Scurvy is a disease of historical importance caused by a deficiency in vitamin C (ascorbic acid). Though mostly found among sailors of the past centuries, scurvy remains a real risk when the recommended intake of vitamin C is not adequately fulfilled. Untreated scurvy can be fatal.

Signs and Symptoms of Scurvy

The signs and symptoms of scurvy are caused by a lack of collagen. Collagen is a tough, structural protein produced by cells in the body that is found in tendons, ligaments, and skin. It's also found in the walls of blood vessels.

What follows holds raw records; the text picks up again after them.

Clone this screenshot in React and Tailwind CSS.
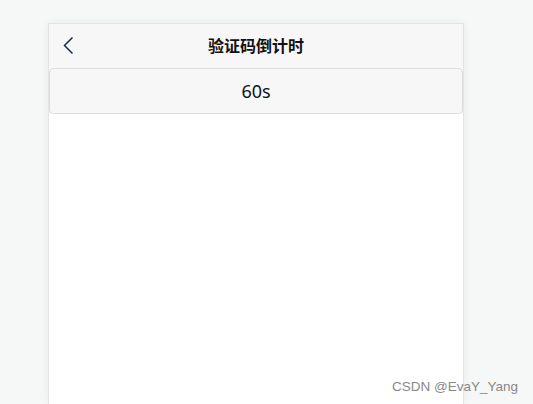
export default function App() {
  return (
    <div
      className="relative h-[404px] w-[533px] overflow-hidden bg-[#f6f7f7]"
      style={{ fontFamily: '"Noto Sans", "Noto Sans CJK SC", sans-serif' }}
    >
      <div className="ml-[48px] mt-[23px] flex h-[381px] w-[416px] flex-col border border-b-0 border-[#e3e3e3] bg-white shadow-[0_0_8px_rgba(0,0,0,0.06)]">
        <div className="relative flex h-[44px] items-center justify-center bg-[#f7f7f7]">
          <svg
            className="absolute left-[13px] top-[12px]"
            width="12"
            height="19"
            viewBox="0 0 12 19"
            fill="none"
          >
            <path d="M10.5 1.5 L2.5 9.5 L10.5 17.5" stroke="#1b2a44" strokeWidth="1.5" />
          </svg>
          <span className="text-[16px] font-bold text-[#111]">验证码倒计时</span>
        </div>
        <div className="flex h-[46px] items-center justify-center rounded-[4px] border border-[#dddddd] bg-[#f7f7f7]">
          <span className="text-[18px] text-[#111]">60s</span>
        </div>
        <div className="flex-1" />
      </div>
      <span
        className="absolute left-[392px] top-[377px] text-[13.5px] text-[#888]"
        style={{ fontFamily: '"Liberation Sans", Arial, sans-serif' }}
      >
        CSDN @EvaY_Yang
      </span>
    </div>
  );
}
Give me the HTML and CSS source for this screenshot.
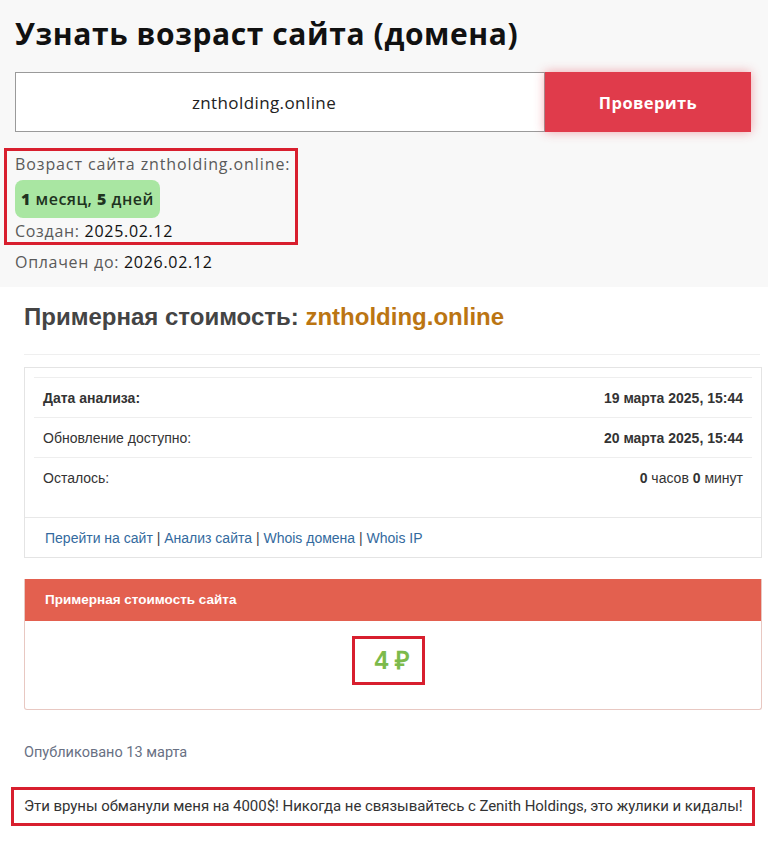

Some of the signs of scurvy include:

  • Lethargy and overall weakness
  • Easy bruising or bleeding
  • Spontaneous bleeding of the gums or of other mucous membranes
  • A swollen, inflamed gum tissue
  • Sharp pains in the limbs or joints
  • Rough, dry, scaly skin
  • Decreased red blood cells

Who Is At Risk of Developing Scurvy?

Any person who is not getting an adequate amount of vitamin C from foods or supplements is at risk for scurvy. Conditions that may increase the risk of scurvy include malabsorption, eating disorders, anorexia nervosa, and alcoholism. Vegetarians may also be at a higher risk unless they eat enough fruits and vegetables.

Preventing Scurvy

The World Health Organization recommends that adults consume at least 40 mg of vitamin C per day to help avoid scurvy. For most adults, a balanced diet that includes various fruits and vegetables should provide more than enough vitamin C. Fresh fruits and vegetables are excellent sources of vitamin C, as are fortified juices and cereals. Ascorbic acid supplements are also available.